The injector serves as the entry point for the prepared sample, introducing a small, fixed volume into the continuously flowing mobile phase stream. The sample is then carried directly to the column, which contains the stationary phase. This phase, typically small particles of porous material like silica, facilitates the separation of the mixture’s components based on their chemical properties and interactions with the packing material.
Once the separated components exit the column, they flow into the detector, which measures them. A common type is the Ultraviolet-Visible (UV-Vis) detector, which monitors the effluent at a specific wavelength where many organic compounds absorb light. The detector converts the presence of each separated compound into an electrical signal, sending the data to a computer for processing and visualization.
Preparing the Sample and Mobile Phase
Before analysis begins, meticulous preparation of both the sample and the mobile phase is necessary to protect the instrument and ensure reliable results. Sample preparation involves removing particulate matter, usually by filtration through a syringe filter. Failure to remove these solids risks clogging the narrow tubing and the column inlet, which causes an increase in system back pressure.
Properly preparing the mobile phase solvents requires degassing, or removing dissolved air. Air bubbles coming out of solution during a run can cause pump check valves to malfunction, lead to pressure fluctuations, and create unwanted noise in the detector baseline. Modern systems often use an inline vacuum degasser, which continuously extracts gases through a semi-permeable membrane as the solvent flows through.
The final preparatory step is column conditioning, or equilibration, which stabilizes the column’s stationary phase with the mobile phase. This process involves flushing the column with the designated mobile phase for a sufficient period, typically until 10 to 20 column volumes have passed through. The column is considered fully equilibrated and ready for injection once the system back pressure and the detector signal baseline have become stable.
Executing the Analysis
Running the HPLC analysis begins with setting the method parameters that govern the separation. The flow rate is set to balance separation efficiency with total run time. Column temperature is regulated to ensure consistent and reproducible interactions. The detector wavelength is chosen based on the maximum light absorption of the target compounds to maximize sensitivity.
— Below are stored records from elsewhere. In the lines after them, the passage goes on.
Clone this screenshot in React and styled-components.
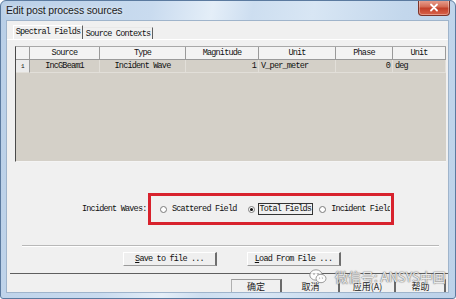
import React from "react";
import styled, { createGlobalStyle } from "styled-components";

const Global = createGlobalStyle`
  html, body { margin: 0; padding: 0; width: 456px; height: 299px; overflow: hidden; background: #fff; }
  * { box-sizing: border-box; }
`;

const MONO = `"Liberation Mono", "DejaVu Sans Mono", monospace`;
const CJK = `"Noto Sans CJK SC", "Noto Sans", sans-serif`;

const Window = styled.div`
  position: relative;
  width: 456px;
  height: 299px;
  border: 1px solid #5b7a9f;
  border-radius: 6px 6px 3px 3px;
  background: linear-gradient(100deg, #b9cfe7 0%, #c9dbef 30%, #e4eef8 42%, #cddef0 50%, #d8e6f4 62%, #c3d7ec 80%, #bdd2e9 100%);
  display: flex;
  flex-direction: column;
  overflow: hidden;
`;

const TitleBar = styled.div`
  height: 19px;
  flex: none;
  display: flex;
  justify-content: space-between;
  align-items: flex-start;
  padding-left: 5px;
`;

const Title = styled.div`
  font-family: "Liberation Sans", Arial, sans-serif;
  font-size: 10.5px;
  letter-spacing: -0.15px;
  color: #1b1b1b;
  line-height: 19px;
  text-shadow: 0 0 4px rgba(255,255,255,0.9);
`;

const CloseButton = styled.div`
  width: 32px;
  height: 16px;
  margin-right: 5px;
  margin-top: -1px;
  border: 1px solid #7d3328;
  border-top: none;
  border-radius: 0 0 4px 4px;
  background: linear-gradient(#e9a595 0%, #d46b55 45%, #c2402a 55%, #d9634a 100%);
  display: flex;
  align-items: center;
  justify-content: center;
  box-shadow: inset 0 0 0 1px rgba(255,255,255,0.35);
`;

const Client = styled.div`
  flex: 1;
  margin: 0 6px 5px 5px;
  background: #f0f0f0;
  border: 1px solid #9fb4cb;
  display: flex;
  flex-direction: column;
  overflow: hidden;
  font-family: ${MONO};
  font-size: 8.5px;
  letter-spacing: -0.8px;
  color: #111;
`;

const TabStrip = styled.div`
  height: 19px;
  flex: none;
  display: flex;
  align-items: flex-end;
  padding-left: 6px;
  border-bottom: 1px solid #ffffff;
`;

const Tab = styled.div`
  width: 70px;
  height: ${p => (p.$active ? "14px" : "12px")};
  display: flex;
  align-items: center;
  justify-content: center;
  border-top: 1px solid ${p => (p.$active ? "#ffffff" : "#e8e8e8")};
  border-left: 1px solid ${p => (p.$active ? "#ffffff" : "transparent")};
  border-right: 1px solid #5e5e5e;
  padding-bottom: ${p => (p.$active ? "2px" : "0")};
`;

const PanelBody = styled.div`
  padding: 6px 0 0 8px;
  flex: none;
`;

const Grid = styled.div`
  width: 431px;
  height: 116px;
  background: #d4d0c8;
  border-left: 1px solid #4a4a4a;
  border-top: 1px solid #a8a8a8;
  border-bottom: 1px solid #f4f4f4;
  display: grid;
  grid-template-columns: 14px 70px 86px 73px 77px 57px 53px;
  grid-template-rows: 13px 13px;
  align-content: start;
`;

const HeadCell = styled.div`
  background: #f3f3f3;
  border-right: 1px solid #9a9a9a;
  border-bottom: 1px solid #9a9a9a;
  display: flex;
  align-items: center;
  justify-content: center;
  white-space: nowrap;
`;

const Cell = styled.div`
  background: ${p => (p.$rowHead ? "#ebebeb" : "#d4d0c8")};
  border-right: 1px solid ${p => (p.$rowHead ? "#9a9a9a" : "#e2dfd9")};
  border-bottom: 1px solid #e2dfd9;
  display: flex;
  align-items: center;
  justify-content: ${p => p.$align || "center"};
  padding: 0 2px;
  white-space: nowrap;
  font-size: ${p => (p.$rowHead ? "6px" : "8.5px")};
`;

const RadioRow = styled.div`
  margin-top: 31px;
  padding-left: 75px;
  height: 32px;
  flex: none;
  display: flex;
  align-items: center;
`;

const FieldLabel = styled.div`
  width: 66px;
  white-space: nowrap;
`;

const RedBox = styled.div`
  width: 246px;
  height: 32px;
  border: 3px solid #d8222d;
  display: flex;
  align-items: center;
  padding-left: 9px;
  overflow: hidden;
`;

const Radio = styled.div`
  display: flex;
  align-items: center;
  gap: 3px;
  margin-right: ${p => p.$mr || "9px"};
  white-space: nowrap;
`;

const Circle = styled.span`
  width: 7px;
  height: 7px;
  border-radius: 50%;
  border: 1px solid #7a7a7a;
  background: #fff;
  display: flex;
  align-items: center;
  justify-content: center;
  flex: none;
  &::after {
    content: "";
    display: ${p => (p.$checked ? "block" : "none")};
    width: 3px;
    height: 3px;
    border-radius: 50%;
    background: #111;
  }
`;

const RadioText = styled.span`
  display: block;
  padding: 0 1px;
  border: 1px solid ${p => (p.$focus ? "#333" : "transparent")};
  line-height: 10px;
  overflow: hidden;
  max-width: ${p => p.$clip || "none"};
`;

const Separator = styled.div`
  margin: 20px 0 0 15px;
  width: 417px;
  height: 2px;
  border-top: 1px solid #b8b8b8;
  border-bottom: 1px solid #ffffff;
  flex: none;
`;

const ButtonRow = styled.div`
  margin-top: 5px;
  padding-left: 116px;
  display: flex;
  gap: 30px;
  flex: none;
`;

const Button = styled.div`
  width: 94px;
  height: 14px;
  background: #efefef;
  border-top: 1px solid #ffffff;
  border-left: 1px solid #ffffff;
  border-right: 2px solid #6e6e6e;
  border-bottom: 1px solid #9a9a9a;
  display: flex;
  align-items: center;
  justify-content: center;
  white-space: nowrap;
  & u { text-decoration: underline; }
`;

const DarkLine = styled.div`
  margin: 7px 0 0 3px;
  height: 1px;
  background: #5f5f5f;
  flex: none;
`;

const BottomRow = styled.div`
  margin-top: 5px;
  padding-left: 224px;
  display: flex;
  height: 13px;
  flex: none;
`;

const DlgButton = styled.div`
  width: ${p => p.$w}px;
  height: 13px;
  border-top: 1px solid ${p => (p.$first ? "#9a9a9a" : "transparent")};
  border-left: 1px solid ${p => (p.$first ? "#b0b0b0" : "transparent")};
  border-right: 2px solid #6a6a6a;
  display: flex;
  align-items: flex-end;
  justify-content: center;
  font-family: ${CJK};
  font-size: 9px;
  letter-spacing: 0;
  line-height: 10px;
  color: #222;
  white-space: nowrap;
`;

const Watermark = styled.div`
  position: absolute;
  left: 308px;
  top: 268px;
  display: flex;
  align-items: center;
  gap: 8px;
  font-family: ${CJK};
  font-size: 13px;
  line-height: 15px;
  color: rgba(255,255,255,0.85);
  text-shadow: 0 0 1px #777, 0 0 1px #777, 0 0 2px rgba(0,0,0,0.35);
  white-space: nowrap;
  opacity: 0.95;
`;

const cols = ["Source", "Type", "Magnitude", "Unit", "Phase", "Unit"];

export default function App() {
  return (
    <>
      <Global />
      <Window>
        <TitleBar>
          <Title>Edit post process sources</Title>
          <CloseButton>
            <svg width="10" height="9" viewBox="0 0 10 9">
              <path d="M2 1.5 L8 7.5 M8 1.5 L2 7.5" stroke="#ffffff" strokeWidth="1.8" strokeLinecap="round" />
            </svg>
          </CloseButton>
        </TitleBar>
        <Client>
          <TabStrip>
            <Tab $active>Spectral Fields</Tab>
            <Tab>Source Contexts</Tab>
          </TabStrip>
          <PanelBody>
            <Grid>
              <HeadCell />
              {cols.map((c, i) => (
                <HeadCell key={i}>{c}</HeadCell>
              ))}
              <Cell $rowHead>1</Cell>
              <Cell>IncGBeam1</Cell>
              <Cell>Incident Wave</Cell>
              <Cell $align="flex-end">1</Cell>
              <Cell $align="flex-start">V_per_meter</Cell>
              <Cell $align="flex-end">0</Cell>
              <Cell $align="flex-start">deg</Cell>
            </Grid>
          </PanelBody>
          <RadioRow>
            <FieldLabel>Incident Waves:</FieldLabel>
            <RedBox>
              <Radio>
                <Circle />
                <RadioText>Scattered Field</RadioText>
              </Radio>
              <Radio $mr="6px">
                <Circle $checked />
                <RadioText $focus>Total Fields</RadioText>
              </Radio>
              <Radio $mr="0">
                <Circle />
                <RadioText $clip="62px">Incident Field</RadioText>
              </Radio>
            </RedBox>
          </RadioRow>
          <Separator />
          <ButtonRow>
            <Button><span><u>S</u>ave to file ...</span></Button>
            <Button><span><u>L</u>oad From File ...</span></Button>
          </ButtonRow>
          <DarkLine />
          <BottomRow>
            <DlgButton $w={51} $first>确定</DlgButton>
            <DlgButton $w={58}>取消</DlgButton>
            <DlgButton $w={56}>应用(A)</DlgButton>
            <DlgButton $w={50}>帮助</DlgButton>
          </BottomRow>
        </Client>
        <Watermark>
          <svg width="18" height="15" viewBox="0 0 18 15">
            <ellipse cx="7" cy="6" rx="6.2" ry="5.2" fill="rgba(255,255,255,0.9)" stroke="#8a8a8a" strokeWidth="0.9" />
            <ellipse cx="12" cy="9.5" rx="5" ry="4.2" fill="rgba(255,255,255,0.9)" stroke="#8a8a8a" strokeWidth="0.9" />
            <circle cx="5" cy="5" r="0.8" fill="#8a8a8a" />
            <circle cx="9" cy="5" r="0.8" fill="#8a8a8a" />
            <circle cx="10.5" cy="9" r="0.6" fill="#8a8a8a" />
            <circle cx="13.5" cy="9" r="0.6" fill="#8a8a8a" />
          </svg>
          <span>微信号: ANSYS中国</span>
        </Watermark>
      </Window>
    </>
  );
}
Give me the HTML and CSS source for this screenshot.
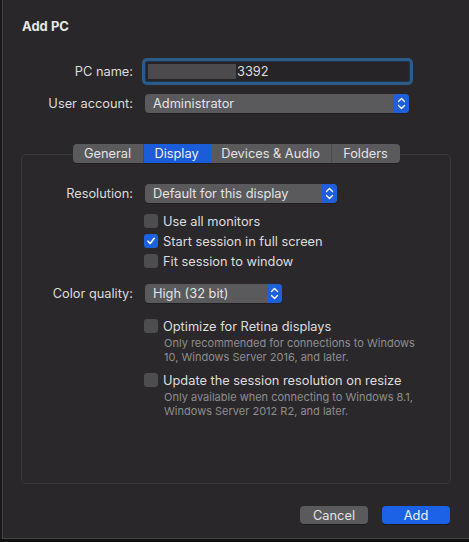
FILE: index.html
```html
<!DOCTYPE html>
<html lang="en">
<head>
    <meta charset="UTF-8">
    <title>Add PC</title>
    <link rel="stylesheet" href="styles.css">
</head>
<body>
    <div class="window">
        <h1 class="title">Add PC</h1>

        <div class="form">
            <label class="label">PC name:</label>
            <div class="field"><span class="redacted"></span><span>3392</span></div>
            <label class="label">User account:</label>
            <div class="popup popup-account">
                <span>Administrator</span>
                <span class="stepper"><svg width="9" height="13" viewBox="0 0 9 13"><path d="M1.5 4.5 L4.5 1.5 L7.5 4.5 M1.5 8.5 L4.5 11.5 L7.5 8.5" fill="none" stroke="#fff" stroke-width="1.4" stroke-linecap="round" stroke-linejoin="round"/></svg></span>
            </div>
        </div>

        <div class="tabbox">
            <div class="tabs">
                <span class="tab tab-general">General</span>
                <span class="tab tab-display active">Display</span>
                <span class="tab tab-devices">Devices &amp; Audio</span>
                <span class="tab tab-folders">Folders</span>
            </div>

            <div class="pane">
                <div class="row">
                    <label class="label">Resolution:</label>
                    <div class="popup popup-resolution">
                        <span>Default for this display</span>
                        <span class="stepper"><svg width="9" height="13" viewBox="0 0 9 13"><path d="M1.5 4.5 L4.5 1.5 L7.5 4.5 M1.5 8.5 L4.5 11.5 L7.5 8.5" fill="none" stroke="#fff" stroke-width="1.4" stroke-linecap="round" stroke-linejoin="round"/></svg></span>
                    </div>
                </div>
                <div class="checks">
                    <div class="check"><span class="box"></span>Use all monitors</div>
                    <div class="check"><span class="box checked"><svg width="10" height="10" viewBox="0 0 10 10"><path d="M2 5.2 L4.2 7.5 L8.2 2.3" fill="none" stroke="#fff" stroke-width="1.6" stroke-linecap="round" stroke-linejoin="round"/></svg></span>Start session in full screen</div>
                    <div class="check"><span class="box"></span>Fit session to window</div>
                </div>

                <div class="row row-color">
                    <label class="label">Color quality:</label>
                    <div class="popup popup-color">
                        <span>High (32 bit)</span>
                        <span class="stepper"><svg width="9" height="13" viewBox="0 0 9 13"><path d="M1.5 4.5 L4.5 1.5 L7.5 4.5 M1.5 8.5 L4.5 11.5 L7.5 8.5" fill="none" stroke="#fff" stroke-width="1.4" stroke-linecap="round" stroke-linejoin="round"/></svg></span>
                    </div>
                </div>
                <div class="checks checks-retina">
                    <div class="check"><span class="box"></span>Optimize for Retina displays</div>
                    <p class="hint">Only recommended for connections to Windows<br>10, Windows Server 2016, and later.</p>
                    <div class="check check-resize"><span class="box"></span>Update the session resolution on resize</div>
                    <p class="hint">Only available when connecting to Windows 8.1,<br>Windows Server 2012 R2, and later.</p>
                </div>
            </div>
        </div>

        <div class="buttons">
            <button class="btn">Cancel</button>
            <button class="btn btn-primary">Add</button>
        </div>
    </div>
</body>
</html>
```

FILE: styles.css
```css
body {
    margin: 0;
    background: #111;
    font-family: Inter, "Liberation Sans", sans-serif;
    font-size: 12.8px;
    color: #dedede;
}
.window {
    width: 469px;
    height: 539px;
    box-sizing: border-box;
    background: #29272a;
    border-left: 2px solid #1a191b;
    box-shadow: inset 1px -1px 0 #444245;
    padding-top: 18px;
}
.title {
    margin: 0 0 0 20px;
    font-size: 13px;
    line-height: 16px;
    font-weight: bold;
    color: #e6e6e6;
}
.form {
    display: grid;
    grid-template-columns: 131px 265px;
    column-gap: 12px;
    row-gap: 12px;
    align-items: center;
    margin-top: 27px;
}
.label {
    text-align: right;
    color: #dcdcdc;
}
.field {
    height: 21px;
    box-sizing: border-box;
    border: 1px solid #1d3550;
    box-shadow: 0 0 0 3px #2a5b89;
    border-radius: 2px;
    background: #262427;
    display: flex;
    align-items: center;
    padding-left: 2px;
}
.redacted {
    width: 88px;
    height: 15px;
    background: #4c4a4d;
    margin-right: 1px;
}
.popup {
    height: 19px;
    box-sizing: border-box;
    background: #5a595c;
    border-radius: 4px;
    display: flex;
    align-items: center;
    justify-content: space-between;
    padding-left: 8px;
    color: #e4e4e4;
    box-shadow: 0 1px 0 rgba(0, 0, 0, 0.25);
}
.popup-account {
    width: 264px;
}
.popup-resolution {
    width: 192px;
}
.popup-color {
    width: 137px;
}
.stepper {
    width: 15px;
    height: 19px;
    background: #1e5fdc;
    border-radius: 0 4px 4px 0;
    display: flex;
    align-items: center;
    justify-content: center;
}
.tabbox {
    margin: 41px 18px 0 19px;
    height: 330px;
    box-sizing: border-box;
    border: 1px solid #3a383b;
    border-radius: 5px;
    background: #2a282b;
}
.tabs {
    display: flex;
    width: 327px;
    height: 19px;
    margin: -11px auto 0;
    background: #5a595c;
    border-radius: 4px;
    overflow: hidden;
    box-shadow: 0 1px 0 rgba(0, 0, 0, 0.25);
}
.tab {
    display: flex;
    align-items: center;
    justify-content: center;
    color: #e4e4e4;
    border-right: 1px solid #4a494c;
}
.tab:last-child {
    border-right: none;
}
.tab-general {
    width: 70px;
}
.tab-display {
    width: 66px;
}
.tab-devices {
    width: 120px;
}
.tab-folders {
    flex: 1;
}
.tab.active {
    background: #1b5dd8;
    color: #f0f0f0;
    border-right-color: #1b5dd8;
}
.pane {
    padding-top: 21px;
}
.row {
    display: grid;
    grid-template-columns: 111px auto;
    column-gap: 12px;
    align-items: center;
}
.checks {
    margin: 8px 0 0 122px;
}
.check {
    display: flex;
    align-items: center;
    height: 20px;
    color: #dedede;
}
.box {
    width: 14px;
    height: 14px;
    box-sizing: border-box;
    border-radius: 3px;
    background: #4d4c4f;
    margin-right: 5px;
    display: flex;
    align-items: center;
    justify-content: center;
}
.box.checked {
    background: #1d61e0;
}
.row-color {
    margin-top: 13px;
}
.checks-retina {
    margin-top: 13px;
}
.check-resize {
    margin-top: 6px;
}
.hint {
    margin: 0 0 0 20px;
    font-size: 11px;
    line-height: 14px;
    color: #8e8d90;
}
.buttons {
    display: flex;
    justify-content: flex-end;
    gap: 14px;
    margin: 22px 19px 0 0;
}
.btn {
    width: 68px;
    height: 18px;
    border: none;
    border-radius: 4px;
    background: #5a595c;
    color: #e4e4e4;
    font-family: inherit;
    font-size: 12.8px;
    padding: 0;
    box-shadow: 0 1px 0 rgba(0, 0, 0, 0.3);
}
.btn-primary {
    background: #1b62e6;
    color: #f2f2f2;
}
```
A key decision in method setup is the choice between isocratic and gradient elution, which dictates how the mobile phase composition changes during the separation. In isocratic elution, the solvent mixture’s ratio remains constant throughout the run. This approach is best suited for samples containing compounds with similar chemical properties and is ideal for routine quality control analysis of simple mixtures because it results in a stable baseline.
Gradient elution involves a programmed change in the solvent composition, typically starting with a “weaker” solvent and gradually increasing the percentage of a “stronger” solvent over time. This technique is necessary for separating complex mixtures where the components have a wide range of polarities. Gradient elution ensures that strongly retained compounds elute faster and with sharper peaks. Once the method parameters are input, the sample is loaded or manually injected, and the pump begins forcing the mobile phase through the column.
Interpreting the Results
The result of an HPLC analysis is a chromatogram, a graph that plots the detector signal intensity against time, providing a visual record of the separation. Each distinct peak on the chromatogram represents a single component separated from the original mixture. The time it takes for a component to travel from the injection point through the column to the detector is called the retention time.
Retention time is a specific property under fixed conditions and serves as the primary means for identifying a compound. A known compound will always elute at the same retention time in a given method. The other important measurement is the size of the peak, specifically its area or height, which is directly proportional to the concentration of the compound in the original sample.
By comparing the retention time of a sample peak to a known reference standard, the compound can be identified. By comparing the peak area to a calibration curve, the absolute quantity can be determined. A clean separation is indicated by peaks that are well-resolved and distinctly separated from the baseline, allowing for accurate measurement of each component.